The term, first coined by Amazon CTO Werner Vogels, refers to bringing developers into the daily operation of their software, and giving them regular interaction with the customer. 

How does Adaptavist use YBIYRI?

Ever since we started building apps for Atlassian cloud way back in 2015, Adaptavist has been practising YBIYRI. During that time we have reaped the benefits and run into the sharp edges of the practice in pursuit of delivering the best possible products to our customers. Atlassian 's report emphasises autonomy for engineering teams, but the real benefits are to be realised when the whole team is given greater scope for authoring how and why, and deciding on tooling and new ways of working.
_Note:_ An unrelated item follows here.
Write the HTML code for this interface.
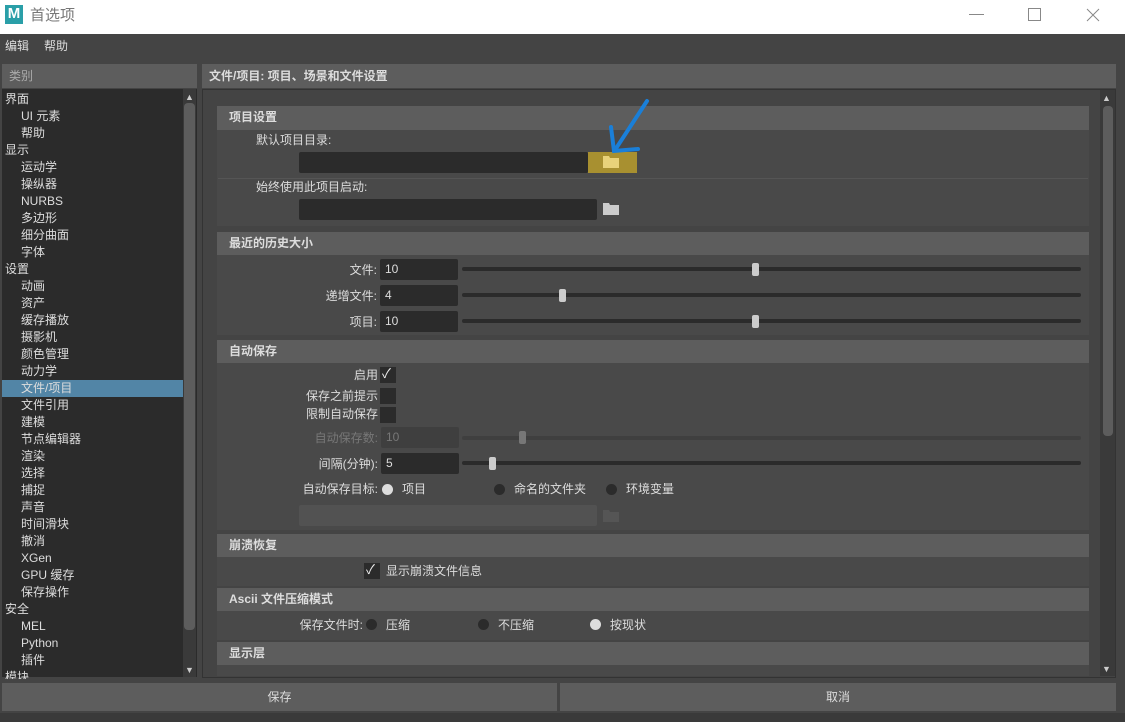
<!DOCTYPE html>
<html><head><meta charset="utf-8"><style>
*{margin:0;padding:0;box-sizing:border-box}
body{width:1125px;height:722px;background:#444;position:relative;overflow:hidden;font-family:"Liberation Sans","Noto Sans CJK SC",sans-serif;font-size:12px;color:#ddd}
.a{position:absolute}
.t{position:absolute;white-space:nowrap;line-height:14px}
.hdr{position:absolute;background:#5d5d5d;font-weight:bold;color:#ddd;padding-left:12px;line-height:23px}
.body{position:absolute;background:#494949}
.fld{position:absolute;background:#2b2b2b;border-radius:2px;padding-left:5px;line-height:21px;color:#ddd}
.trk{position:absolute;height:4px;background:#2b2b2b;border-radius:2px}
.th{position:absolute;width:7px;height:13px;background:#ccc;border-radius:2px}
.cb{position:absolute;width:16px;height:16px;background:#2b2b2b}
.rd{position:absolute;width:11px;height:11px;border-radius:50%;background:#2b2b2b}
.r{text-align:right}
</style></head><body>
<div class="a" style="left:0;top:0;width:1125px;height:34px;background:#fff"></div>
<div class="a" style="left:5px;top:5px;width:18px;height:19px;background:#2a9fa8;color:#fff;font-weight:bold;font-size:15px;line-height:17px;text-align:center">M</div>
<div class="t" style="left:30px;top:7px;font-size:15px;line-height:18px;color:#777">首选项</div>
<svg class="a" style="left:960px;top:0" width="165" height="34"><g stroke="#888" stroke-width="1" fill="none"><path d="M9 14.5 H24"/><rect x="68.5" y="8.5" width="12" height="12"/><path d="M127 9 L139 21 M139 9 L127 21"/></g></svg>
<div class="t" style="left:5px;top:39px">编辑</div><div class="t" style="left:44px;top:39px">帮助</div>

<div class="a" style="left:2px;top:64px;width:195px;height:24px;background:#5d5d5d"></div>
<div class="t" style="left:9px;top:69px;color:#aaa">类别</div>
<div class="a" style="left:2px;top:89px;width:195px;height:588px;background:#2b2b2b"></div>
<div class="a" style="left:2px;top:380px;width:181px;height:17px;background:#5285a6"></div>
<div class="a" style="left:183px;top:89px;width:13px;height:588px;background:#3a3a3a"></div>
<div class="a" style="left:184px;top:103px;width:11px;height:527px;background:#5d5d5d;border-radius:4px"></div>
<div class="t" style="left:185px;top:90px;font-size:9px;color:#ccc">▲</div>
<div class="t" style="left:185px;top:663px;font-size:9px;color:#ccc">▼</div>
<div id="list"></div>

<div class="a" style="left:202px;top:64px;width:914px;height:24px;background:#5d5d5d"></div>
<div class="t" style="left:209px;top:69px;font-weight:bold">文件/项目: 项目、场景和文件设置</div>
<div class="a" style="left:202px;top:89px;width:914px;height:589px;border:1px solid #333;background:#444"></div>
<div class="a" style="left:1100px;top:90px;width:15px;height:586px;background:#3a3a3a"></div>
<div class="a" style="left:1103px;top:106px;width:10px;height:330px;background:#5d5d5d;border-radius:4px"></div>
<div class="t" style="left:1102px;top:91px;font-size:9px;color:#ccc">▲</div>
<div class="t" style="left:1102px;top:662px;font-size:9px;color:#ccc">▼</div>

<div class="hdr" style="left:217px;top:106px;width:872px;height:24px">项目设置</div>
<div class="body" style="left:217px;top:130px;width:872px;height:96px"></div>
<div class="t" style="left:256px;top:133px">默认项目目录:</div>
<div class="fld" style="left:299px;top:152px;width:289px;height:21px"></div>
<div class="a" style="left:588px;top:152px;width:49px;height:21px;background:#a89030"></div>
<svg class="a" style="left:603px;top:154px" width="17" height="15"><path d="M0 2 H6 L7 4 H16 V14 H0 Z" fill="#e8d27a"/></svg>
<div class="a" style="left:218px;top:178px;width:870px;height:1px;background:#555"></div>
<div class="t" style="left:256px;top:180px">始终使用此项目启动:</div>
<div class="fld" style="left:299px;top:199px;width:298px;height:21px"></div>
<svg class="a" style="left:603px;top:201px" width="17" height="15"><path d="M0 2 H6 L7 4 H16 V14 H0 Z" fill="#ccc"/></svg>

<div class="hdr" style="left:217px;top:232px;width:872px;height:23px">最近的历史大小</div>
<div class="body" style="left:217px;top:255px;width:872px;height:80px"></div>
<div class="t r" style="left:300px;top:263px;width:77px">文件:</div>
<div class="fld" style="left:380px;top:259px;width:78px;height:21px">10</div>
<div class="trk" style="left:462px;top:267px;width:619px"></div><div class="th" style="left:752px;top:263px"></div>
<div class="t r" style="left:300px;top:289px;width:77px">递增文件:</div>
<div class="fld" style="left:380px;top:285px;width:78px;height:21px">4</div>
<div class="trk" style="left:462px;top:293px;width:619px"></div><div class="th" style="left:559px;top:289px"></div>
<div class="t r" style="left:300px;top:315px;width:77px">项目:</div>
<div class="fld" style="left:380px;top:311px;width:78px;height:21px">10</div>
<div class="trk" style="left:462px;top:319px;width:619px"></div><div class="th" style="left:752px;top:315px"></div>

<div class="hdr" style="left:217px;top:340px;width:872px;height:23px">自动保存</div>
<div class="body" style="left:217px;top:363px;width:872px;height:167px"></div>
<div class="t r" style="left:280px;top:368px;width:98px">启用</div>
<div class="cb" style="left:380px;top:367px"></div><div class="t" style="left:382px;top:367px;font-size:13px;color:#eee">✓</div>
<div class="t r" style="left:280px;top:389px;width:98px">保存之前提示</div>
<div class="cb" style="left:380px;top:388px"></div>
<div class="t r" style="left:280px;top:407px;width:98px">限制自动保存</div>
<div class="cb" style="left:380px;top:407px"></div>
<div class="t r" style="left:280px;top:431px;width:98px;color:#777">自动保存数:</div>
<div class="fld" style="left:381px;top:427px;width:78px;height:21px;background:#3f3f3f;color:#777">10</div>
<div class="trk" style="left:462px;top:436px;width:619px;background:#3f3f3f"></div><div class="th" style="left:519px;top:431px;background:#777"></div>
<div class="t r" style="left:280px;top:457px;width:98px">间隔(分钟):</div>
<div class="fld" style="left:381px;top:453px;width:78px;height:21px">5</div>
<div class="trk" style="left:462px;top:461px;width:619px"></div><div class="th" style="left:489px;top:457px"></div>
<div class="t r" style="left:280px;top:482px;width:98px">自动保存目标:</div>
<div class="rd" style="left:382px;top:484px;background:#ddd"></div><div class="t" style="left:402px;top:482px">项目</div>
<div class="rd" style="left:494px;top:484px"></div><div class="t" style="left:514px;top:482px">命名的文件夹</div>
<div class="rd" style="left:606px;top:484px"></div><div class="t" style="left:626px;top:482px">环境变量</div>
<div class="fld" style="left:299px;top:505px;width:298px;height:21px;background:#525252"></div>
<svg class="a" style="left:603px;top:508px" width="17" height="15"><path d="M0 2 H6 L7 4 H16 V14 H0 Z" fill="#555"/></svg>

<div class="hdr" style="left:217px;top:534px;width:872px;height:23px">崩溃恢复</div>
<div class="body" style="left:217px;top:557px;width:872px;height:29px"></div>
<div class="cb" style="left:364px;top:563px"></div><div class="t" style="left:366px;top:563px;font-size:13px;color:#eee">✓</div>
<div class="t" style="left:386px;top:564px">显示崩溃文件信息</div>

<div class="hdr" style="left:217px;top:588px;width:872px;height:23px">Ascii 文件压缩模式</div>
<div class="body" style="left:217px;top:611px;width:872px;height:29px"></div>
<div class="t r" style="left:260px;top:618px;width:103px">保存文件时:</div>
<div class="rd" style="left:366px;top:619px"></div><div class="t" style="left:386px;top:618px">压缩</div>
<div class="rd" style="left:478px;top:619px"></div><div class="t" style="left:498px;top:618px">不压缩</div>
<div class="rd" style="left:590px;top:619px;background:#ddd"></div><div class="t" style="left:610px;top:618px">按现状</div>

<div class="hdr" style="left:217px;top:642px;width:872px;height:23px">显示层</div>
<div class="body" style="left:217px;top:665px;width:872px;height:11px"></div>

<div class="a" style="left:2px;top:683px;width:555px;height:28px;background:#5d5d5d;text-align:center;line-height:28px">保存</div>
<div class="a" style="left:560px;top:683px;width:556px;height:28px;background:#5d5d5d;text-align:center;line-height:28px">取消</div>
<div class="a" style="left:0;top:713px;width:1125px;height:9px;background:#3a3a3a"></div>

<svg class="a" style="left:0;top:0" width="1125" height="722"><g stroke="#1a7fd8" stroke-width="4" stroke-linecap="round" fill="none"><path d="M647 101 L615 150"/><path d="M611 127 L614 151 L638 149"/></g></svg>
<script>
var items=[["界面",0],["UI 元素",1],["帮助",1],["显示",0],["运动学",1],["操纵器",1],["NURBS",1],["多边形",1],["细分曲面",1],["字体",1],["设置",0],["动画",1],["资产",1],["缓存播放",1],["摄影机",1],["颜色管理",1],["动力学",1],["文件/项目",1],["文件引用",1],["建模",1],["节点编辑器",1],["渲染",1],["选择",1],["捕捉",1],["声音",1],["时间滑块",1],["撤消",1],["XGen",1],["GPU 缓存",1],["保存操作",1],["安全",0],["MEL",1],["Python",1],["插件",1],["模块",0]];
var h="";items.forEach(function(it,i){var y=92+i*17;h+='<div class="t" style="left:'+(it[1]?21:5)+'px;top:'+y+'px;'+(i==34?'height:9px;overflow:hidden':'')+'">'+it[0]+'</div>';});
document.getElementById("list").innerHTML=h;
</script>
</body></html>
YBIYRI gives the responsibility to the team for all aspects of the product lifecycle. At Adaptavist, this means the team owns the direction and roadmap of the product, maintenance and support and, ultimately, are responsible for delivering value to the customer. 

Teams also own how they work, including development processes. The accountability of providing the team with all they need to be successful falls on senior leadership, as does the need to coach, mentor and give feedback to teams. Senior leaders set the standards and business frameworks that teams must meet and follow, putting the necessary oversight and policies in place.

What are the benefits and pitfalls of YBIYRI?

At the heart of YBIYRI are agile and DevOps principles, specifically customer-centric action, end-to-end responsibility and cross-functional autonomous teams. Development teams should no longer be following the antipattern of building something and then throwing it over the wall for operations to run and manage–they should have the customer at the centre of what they do, and the team should have all the skills required to execute on their mission.

While all of this sounds great, there are a few caveats. YBIYRI shouldn’t, and doesn't cover everything. Teams should have more autonomy than teams bound by legacy approaches. It’s not as simple as autonomous or not. The type of autonomy, and its boundaries, are important. They’re just as important as the foundations a YBIYRI team builds on.

For example at Adaptavist, teams don't run their own analytics platform or manage their development tools and hosting products on AWS as standard. Other organisations have an internal platform that must be used, but that freedom is provided on top of that, or a mandated framework and operating environment. 

Ultimately there is no "one size fits all" approach for enabling teams to execute using more autonomy. Context is key and any practice should only be followed if it meets the goals and intent of the team or organisation that seeks to benefit from adopting it. A common antipattern in this area is pushing teams towards being responsible for running the services they build without giving them the support they need, expecting a team of developers to operate a service on their own with no assistance, guidance or access to the tools needed.

Should you embrace YBIYRI if you’re not already practising it?

The short answer is, it depends. 

According to Atlassian's report, teams felt greater job satisfaction when they had more autonomy. But this doesn't necessarily mean everyone needs to adopt YBIYRI. 

In my view, giving teams the right level of autonomy with the support they need is essential. In all cases, autonomy means a level of trust, and that level will vary depending on your context, leadership style, organisational constraints, and the teams you're working with.